Two-Person Game Theory: What Does It Mean?
Game theory is a branch of mathematics which has been explored fairly recently within the century. It is not completely a mathematical science, however. Instead, it dictates what factors comprise strategies. It is to games of strategy what probability is to games of chance. Consequently, a game such as Magic, which relies on both strategy and chance, has both game theory and probability applications.
Most often instead of determining the best possible strategy, game theory only exists to determine the existence of a best possible strategy. Most games are too complex to be charted to the point where a best possible strategy can be determined. That is what makes game theory a mostly theoretical area of study. Nevertheless, the ideas presented in game theory are useful in outlining what the best decision making techniques are in certain situations.

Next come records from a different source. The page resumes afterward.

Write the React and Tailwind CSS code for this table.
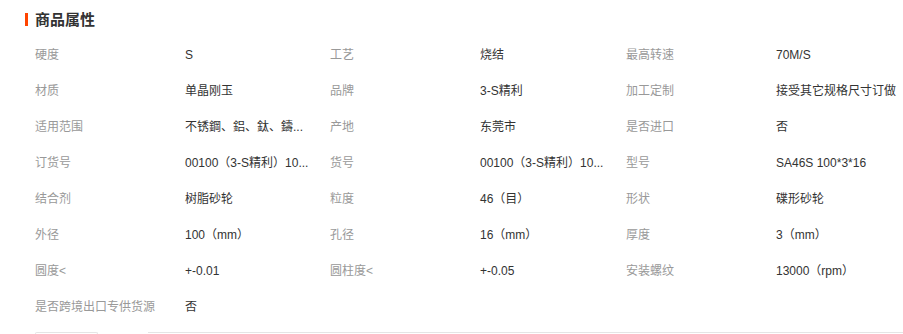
const rows = [
  [['硬度', 'S'], ['工艺', '烧结'], ['最高转速', '70M/S']],
  [['材质', '单晶刚玉'], ['品牌', '3-S精利'], ['加工定制', '接受其它规格尺寸订做']],
  [['适用范围', '不锈鋼、鋁、鈦、鑄...'], ['产地', '东莞市'], ['是否进口', '否']],
  [['订货号', '00100（3-S精利）10...'], ['货号', '00100（3-S精利）10...'], ['型号', 'SA46S 100*3*16']],
  [['结合剂', '树脂砂轮'], ['粒度', '46（目）'], ['形状', '碟形砂轮']],
  [['外径', '100（mm）'], ['孔径', '16（mm）'], ['厚度', '3（mm）']],
  [['圆度<', '+-0.01'], ['圆柱度<', '+-0.05'], ['安装螺纹', '13000（rpm）']],
  [['是否跨境出口专供货源', '否']],
]

export default function App() {
  return (
    <div
      className="w-[903px] h-[334px] overflow-hidden bg-white"
      style={{ fontFamily: '"Liberation Sans", "Noto Sans CJK SC", sans-serif' }}
    >
      <div className="flex items-center h-[37px] pl-[25px] pt-[2px]">
        <span className="block w-[3px] h-[13px] bg-[#ff4400]" />
        <h2 className="ml-[7px] text-[15px] font-bold text-[#333] leading-none">商品属性</h2>
      </div>

      <div className="pl-[35px]">
        {rows.map((row, i) => (
          <div key={i} className="grid grid-cols-[150px_145px_150px_146px_150px_1fr] h-[36px] items-center text-[12px] leading-none">
            {row.map(([label, value]) => (
              <div key={label} className="contents">
                <span className="text-[#999] whitespace-nowrap">{label}</span>
                <span className="text-[#333] whitespace-nowrap leading-[16px]">{value}</span>
              </div>
            ))}
          </div>
        ))}
      </div>

      <div className="flex items-start mt-[7px] pl-[35px]">
        <div className="w-[63px] h-[6px] border border-b-0 border-[#e5e5e5] rounded-t-[2px]" />
        <div className="ml-[50px] flex-1 border-t border-[#e5e5e5]" />
      </div>
    </div>
  )
}
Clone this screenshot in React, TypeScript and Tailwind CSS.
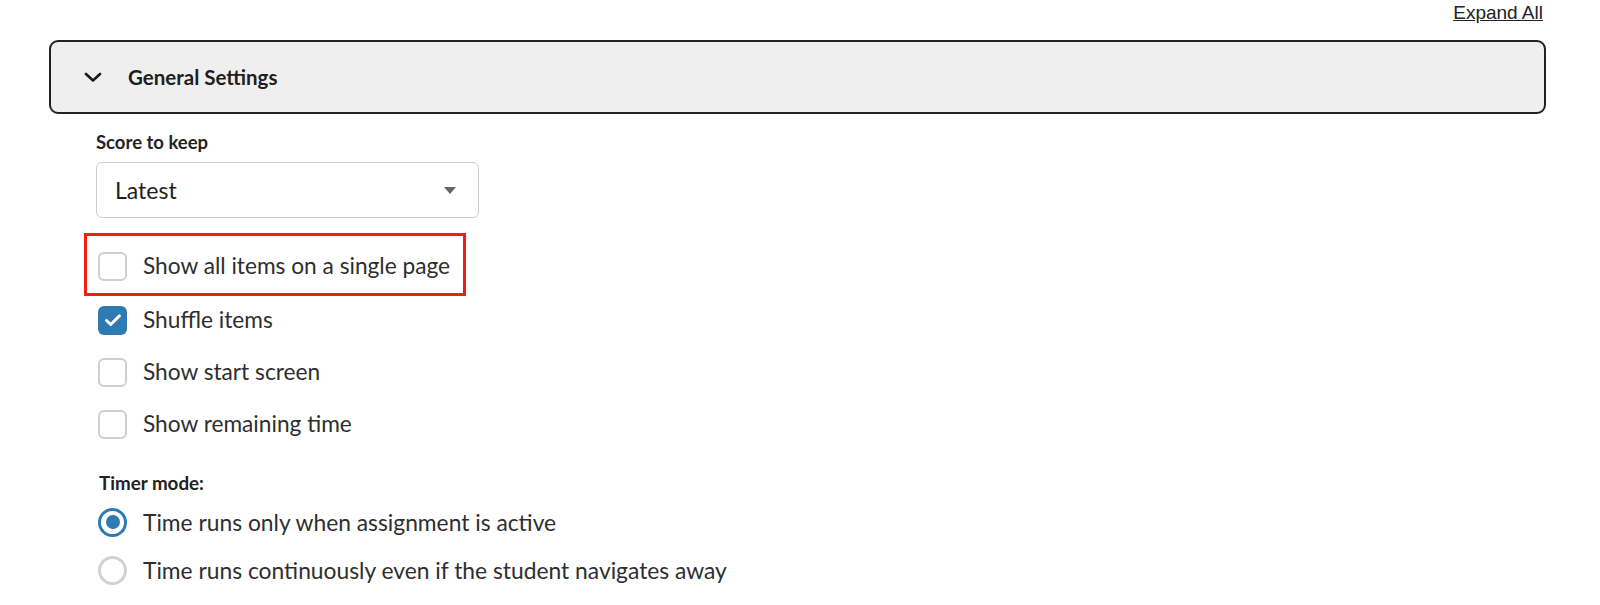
import React from "react";

function Checkbox({ checked }: { checked?: boolean }) {
  if (checked) {
    return (
      <div className="w-[29px] h-[29px] rounded-[6px] bg-[#2d7bb2] flex items-center justify-center shrink-0">
        <svg width="22" height="22" viewBox="0 0 24 24" fill="none" stroke="white" strokeWidth="3.2" strokeLinecap="round" strokeLinejoin="round">
          <path d="M5 12.5l4.5 4.5L19 7.5" />
        </svg>
      </div>
    );
  }
  return <div className="w-[29px] h-[29px] rounded-[6px] border-2 border-[#cfcfcf] bg-white shrink-0" />;
}

function Radio({ checked }: { checked?: boolean }) {
  if (checked) {
    return (
      <div className="w-[29px] h-[29px] rounded-full border-[3px] border-[#2d7bb2] flex items-center justify-center shrink-0">
        <div className="w-[14px] h-[14px] rounded-full bg-[#2d7bb2]" />
      </div>
    );
  }
  return <div className="w-[29px] h-[29px] rounded-full border-[3px] border-[#d2d2d2] shrink-0" />;
}

export default function App() {
  return (
    <div className="w-[1600px] h-[605px] bg-white overflow-hidden font-['Lato',sans-serif] text-[#2e2e2e]">
      <div className="pl-[49px] pr-[54px]">
        <div className="h-[40px] flex justify-end">
          <a className="mt-[2px] mr-[3px] leading-[22px] text-[19px] underline text-[#222] font-['Liberation_Sans',Arial,sans-serif]">
            Expand All
          </a>
        </div>
        <div className="h-[74px] rounded-[9px] border-2 border-[#222] bg-[#efefef] flex items-center pl-[33px]">
          <svg width="18" height="10" viewBox="0 0 18 10" fill="none" stroke="#1a1a1a" strokeWidth="2.6" strokeLinecap="round" strokeLinejoin="round">
            <path d="M2 2l7 6.5L16 2" />
          </svg>
          <span className="ml-[26px] text-[20.5px] font-bold text-[#1e1e1e]">General Settings</span>
        </div>
        <div className="pl-[47px]">
          <div className="mt-[18px] h-[20px] leading-[20px] text-[18.5px] font-bold text-[#222]">Score to keep</div>
          <div className="mt-[10px] w-[383px] h-[56px] rounded-[6px] border border-[#cdcdcd] flex items-center justify-between pl-[18px] pr-[22px]">
            <span className="text-[23px] text-[#1e1e1e] pt-[1px]">Latest</span>
            <svg width="12" height="7" viewBox="0 0 12 7">
              <path d="M0 0h12L6 7z" fill="#666" />
            </svg>
          </div>
          <div className="mt-[15px] ml-[-12px] mb-[-2px] w-[382px] h-[63px] border-[3px] border-[#f01e14] flex items-center pl-[11px] pt-[4px]">
            <Checkbox />
            <span className="ml-[16px] text-[22.7px]">Show all items on a single page</span>
          </div>
          <div className="h-[52px] flex items-center pl-[2px]">
            <Checkbox checked />
            <span className="ml-[16px] text-[22.7px]">Shuffle items</span>
          </div>
          <div className="h-[52px] flex items-center pl-[2px]">
            <Checkbox />
            <span className="ml-[16px] text-[22.7px]">Show start screen</span>
          </div>
          <div className="h-[52px] flex items-center pl-[2px]">
            <Checkbox />
            <span className="ml-[16px] text-[22.7px]">Show remaining time</span>
          </div>
          <div className="mt-[23px] h-[20px] leading-[20px] text-[18.8px] font-bold text-[#222] pl-[3px]">Timer mode:</div>
          <div className="mt-[5px] h-[48px] flex items-center pl-[2px]">
            <Radio checked />
            <span className="ml-[16px] text-[22.8px]">Time runs only when assignment is active</span>
          </div>
          <div className="h-[48px] flex items-center pl-[2px]">
            <Radio />
            <span className="ml-[16px] text-[22.8px]">Time runs continuously even if the student navigates away</span>
          </div>
        </div>
      </div>
    </div>
  );
}
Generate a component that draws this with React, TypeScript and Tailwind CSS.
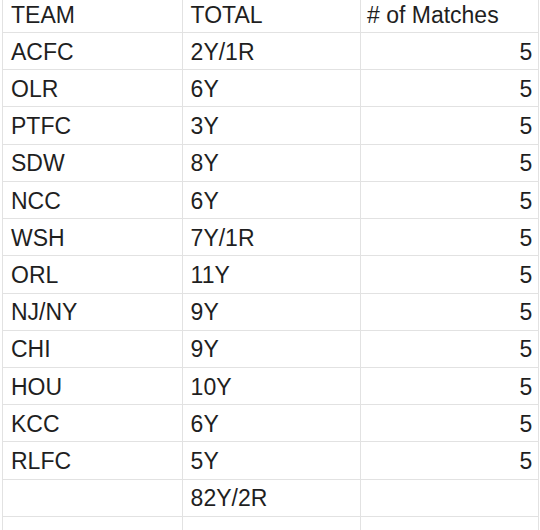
import React from "react";

const rows: [string, string, string][] = [
  ["ACFC", "2Y/1R", "5"],
  ["OLR", "6Y", "5"],
  ["PTFC", "3Y", "5"],
  ["SDW", "8Y", "5"],
  ["NCC", "6Y", "5"],
  ["WSH", "7Y/1R", "5"],
  ["ORL", "11Y", "5"],
  ["NJ/NY", "9Y", "5"],
  ["CHI", "9Y", "5"],
  ["HOU", "10Y", "5"],
  ["KCC", "6Y", "5"],
  ["RLFC", "5Y", "5"],
  ["", "82Y/2R", ""],
  ["", "", ""],
];

function Cell({ text, right, h }: { text: string; right?: boolean; h: string }) {
  return (
    <div
      className={`flex items-end border-r border-b border-[#e2e2e2] pb-[5.5px] ${h} ${
        right ? "justify-end pr-[6px]" : "pl-[8px]"
      }`}
    >
      <span className="leading-[23px] whitespace-nowrap">{text}</span>
    </div>
  );
}

export default function App() {
  return (
    <div
      className="w-[540px] h-[530px] overflow-hidden bg-white pl-[2px] text-[23px] text-[#1f1f1f]"
      style={{ fontFamily: '"Liberation Sans", Arial, sans-serif' }}
    >
      <div className="grid grid-cols-[179.6px_178.4px_178.4px] border-l border-[#e2e2e2]">
        <Cell text="TEAM" h="h-[33px]" />
        <Cell text="TOTAL" h="h-[33px]" />
        <div className="flex items-end border-r border-b border-[#e2e2e2] pb-[5.5px] h-[33px] pl-[6px]">
          <span className="leading-[23px] whitespace-nowrap"># of Matches</span>
        </div>
        {rows.map((r, i) => (
          <React.Fragment key={i}>
            <Cell text={r[0]} h="h-[37.23px]" />
            <Cell text={r[1]} h="h-[37.23px]" />
            <Cell text={r[2]} right h="h-[37.23px]" />
          </React.Fragment>
        ))}
      </div>
    </div>
  );
}
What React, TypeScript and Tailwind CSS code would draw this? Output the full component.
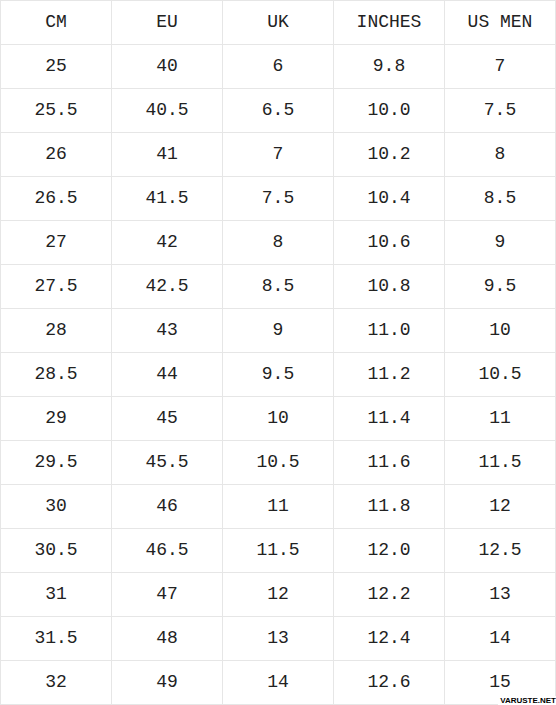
import React from 'react';

const headers = ['CM', 'EU', 'UK', 'INCHES', 'US MEN'];

const rows: string[][] = [
  ['25', '40', '6', '9.8', '7'],
  ['25.5', '40.5', '6.5', '10.0', '7.5'],
  ['26', '41', '7', '10.2', '8'],
  ['26.5', '41.5', '7.5', '10.4', '8.5'],
  ['27', '42', '8', '10.6', '9'],
  ['27.5', '42.5', '8.5', '10.8', '9.5'],
  ['28', '43', '9', '11.0', '10'],
  ['28.5', '44', '9.5', '11.2', '10.5'],
  ['29', '45', '10', '11.4', '11'],
  ['29.5', '45.5', '10.5', '11.6', '11.5'],
  ['30', '46', '11', '11.8', '12'],
  ['30.5', '46.5', '11.5', '12.0', '12.5'],
  ['31', '47', '12', '12.2', '13'],
  ['31.5', '48', '13', '12.4', '14'],
  ['32', '49', '14', '12.6', '15'],
];

const cell = 'h-[44px] w-[111px] border border-[#e6e6e6] text-center align-middle p-0';

export default function App() {
  return (
    <div className="relative w-[556px] h-[705px] bg-white overflow-hidden">
      <table className="border-collapse table-fixed text-[18px] text-[#222] font-['Liberation_Mono',monospace]">
        <thead>
          <tr>
            {headers.map((h) => (
              <th key={h} className={`${cell} font-normal`}>{h}</th>
            ))}
          </tr>
        </thead>
        <tbody>
          {rows.map((r, i) => (
            <tr key={i}>
              {r.map((v, j) => (
                <td key={j} className={cell}>{v}</td>
              ))}
            </tr>
          ))}
        </tbody>
      </table>
      <div className="absolute right-0 bottom-0 bg-white pl-[2px] pt-[1px] text-[8px] leading-[8px] font-bold text-black font-['Liberation_Sans',sans-serif]">
        VARUSTE.NET
      </div>
    </div>
  );
}
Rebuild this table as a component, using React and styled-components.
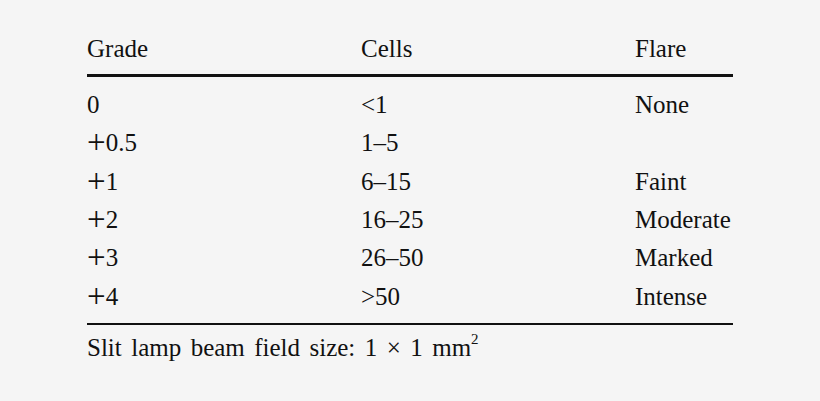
import React from 'react';
import styled, { createGlobalStyle } from 'styled-components';

const Global = createGlobalStyle`
  html, body {
    margin: 0;
    padding: 0;
    background: #f5f5f5;
  }
  body {
    width: 820px;
    height: 401px;
    overflow: hidden;
    font-family: "Liberation Serif", "Times New Roman", serif;
    color: #111111;
  }
`

const Page = styled.div`
  width: 820px;
  height: 401px;
  padding: 30px 87px 0 87px;
  box-sizing: border-box;
  background: #f5f5f5;
`

const Table = styled.div`
  width: 646px;
  font-size: 25px;
`

const Row = styled.div`
  display: grid;
  grid-template-columns: 274px 274px 1fr;
  height: ${p => p.$h || 38.33}px;
  line-height: ${p => p.$h || 38.33}px;
  white-space: nowrap;
`

const Plus = styled.span`
  font-size: 33px;
  line-height: 0;
  vertical-align: -2px;
`

const Rule = styled.div`
  height: ${p => p.$thick}px;
  background: #111111;
  margin: ${p => p.$m};
`

const Body = styled.div`
  padding: 9px 0 7px;
`

const Note = styled.div`
  font-size: 25px;
  line-height: 38px;
  margin-top: 4px;
  word-spacing: 3.2px;
  white-space: nowrap;
  sup {
    font-size: 15px;
    line-height: 0;
    vertical-align: 12px;
  }
`

const header = ['Grade', 'Cells', 'Flare'];
const rows = [
  ['0', '<1', 'None'],
  ['+0.5', '1–5', ''],
  ['+1', '6–15', 'Faint'],
  ['+2', '16–25', 'Moderate'],
  ['+3', '26–50', 'Marked'],
  ['+4', '>50', 'Intense'],
];

function Grade({ value }) {
  if (value.startsWith('+')) {
    return <span><Plus>+</Plus>{value.slice(1)}</span>
  }
  return <span>{value}</span>
}

export default function App() {
  return (
    <>
      <Global />
      <Page>
        <Table>
          <Row $h={38}>
            {header.map(h => <span key={h}>{h}</span>)}
          </Row>
          <Rule $thick={3} $m="6px 0 0" />
          <Body>
            {rows.map(r => (
              <Row key={r[0]}>
                <Grade value={r[0]} />
                <span>{r[1]}</span>
                <span>{r[2]}</span>
              </Row>
            ))}
          </Body>
          <Rule $thick={2} $m="0" />
          <Note>Slit lamp beam field size: 1 × 1 mm<sup>2</sup></Note>
        </Table>
      </Page>
    </>
  )
}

There are several branches and classifications of game theory. A "game" can be one player, two players, or N-players, where N is a positive integer greater than two. There are games of perfect information where all game data is presented to all players, such as in chess, tic-tac-toe, and Monopoly. Then there are games of imperfect information where each player does not get to see all the game data. Magic and poker fall into this category, as there is an element of chance. However, there is not always chance in a game of imperfect information. For instance, take Stratego, a popular board game in which each of the two players arrange forty pieces on their side of an eight-by-eight grid, with each piece's rank facing only himself. Each player does not see the other player's pieces' ranks. Because this information is withheld from the other player, Stratego is a two-player game of imperfect information.
Additionally, a game such as Stratego is classified is a zero-sum game. A zero-sum game is one where all payoffs add up to zero. In this instance, a loss is simply a negative win, which when added together, combine to zero. Poker is also a zero-sum game. Even when not played for money or some stakes, there be one clear winner in poker. When played with N-players a loss can simply be accounted for as a negative fraction of a win (i.e. -1/2 if there are three players, because two losses and one win add up to 0). When played for stakes, the total money a player earns is equal in magnitude and opposite in sign to the money the other players lose. All the money totaled will always equal the same amount, and the total change in money won between all the players combined will always add up to zero. Therefore poker is an N-player zero-sum game of imperfect information.
A non-zero-sum game can be more of a real-life application, where negotiation helps two people both succeed. Remember that the definition of "game" in game theory is quite different than we perceive it. Any situation with two or more people requiring decision making can be classified as a game. Perhaps two people, each independently in business, want to open a chain fast food restaurant in the same town, both of which serve similar items. If they compete, one may strike it rich and the other may go broke. If they work together, they will both do sufficiently but neither will be exceptionally rich. The decisions the two people make can be described in detail by using basic game theory concepts.